Executive board members of theInternational Coffee Organization, ICO, passed over the issue
of export quota negotiations at its regular meeting here,
delegates said.
    No move was made to reopen dialogue on export quotas and no
further discussion on the issue is likely during the three-day
talks, they said.
    Producer and consumer members of the ICO council failed to
agree export quota shares in early March.
    Neither Brazil, the largest producer, nor the U.S., the
largest consumer, are ready to be flexible, delegates said.
    "The situation is unchanged," consumer spokesman Abraham Van
Overbeeke told reporters. "As long as Brazil sticks to its
position there will not be quotas -- there is no point in
meeting."
    At the last council meeting, Brazil wanted to maintain its
previous quota share of around 30 pct of the market. Consumers
and a splinter group of eight producers favoured redistribution
of export shares using "objective criteria," which would likely
have reduced Brazil's share.
    Brazilian delegate Lindenberg Sette said that, if quota
negotiations were to resume, the 1.0 mln bag shortfall Brazil
was willing to give up in early March if the producer proposal
was accepted would no longer be on the table.

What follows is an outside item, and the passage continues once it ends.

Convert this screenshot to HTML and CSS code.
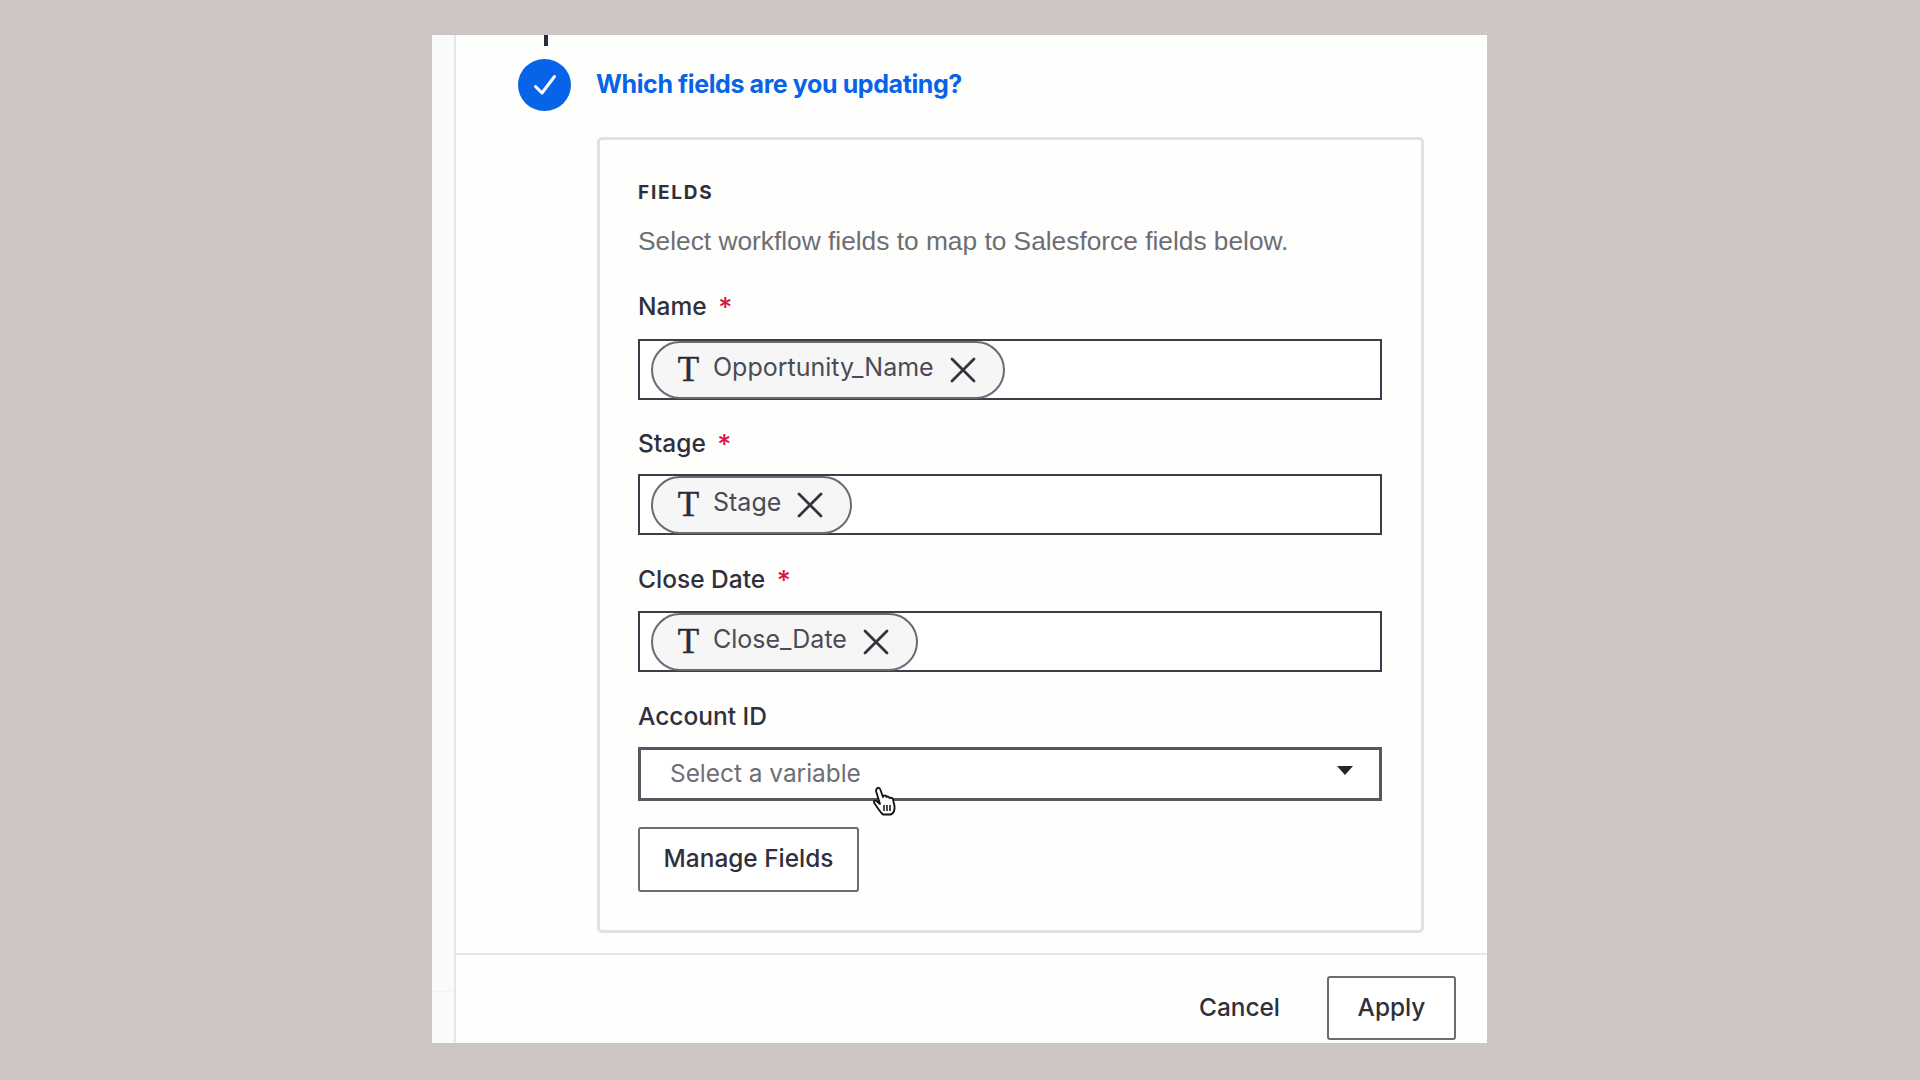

    "As we said from the start...No agreement, no one million
bags," he told Reuters.
    Shortfalls of 200,000 bags offered by OAMCAF, the African
and Malagasy Coffee Organization, and 20,000 bags offered by
Angola, are also no longer valid, delegates said.
    The closest the board came to discussing quotas was a
briefing by the Guatemalan ICO delegate Rene Montes on a recent
Latin American producers meeting in Managua, delegates said.
    There, the producers expressed their political will to
negotiate basic quotas, particularly in the face of the
damaging drop in coffee prices after the council failed to
agree quotas, Montes said.
    The ICO board also reviewed export statistics and stock
verification. They expected talks on stock verification to take
up the remainder of today's session, delegates said.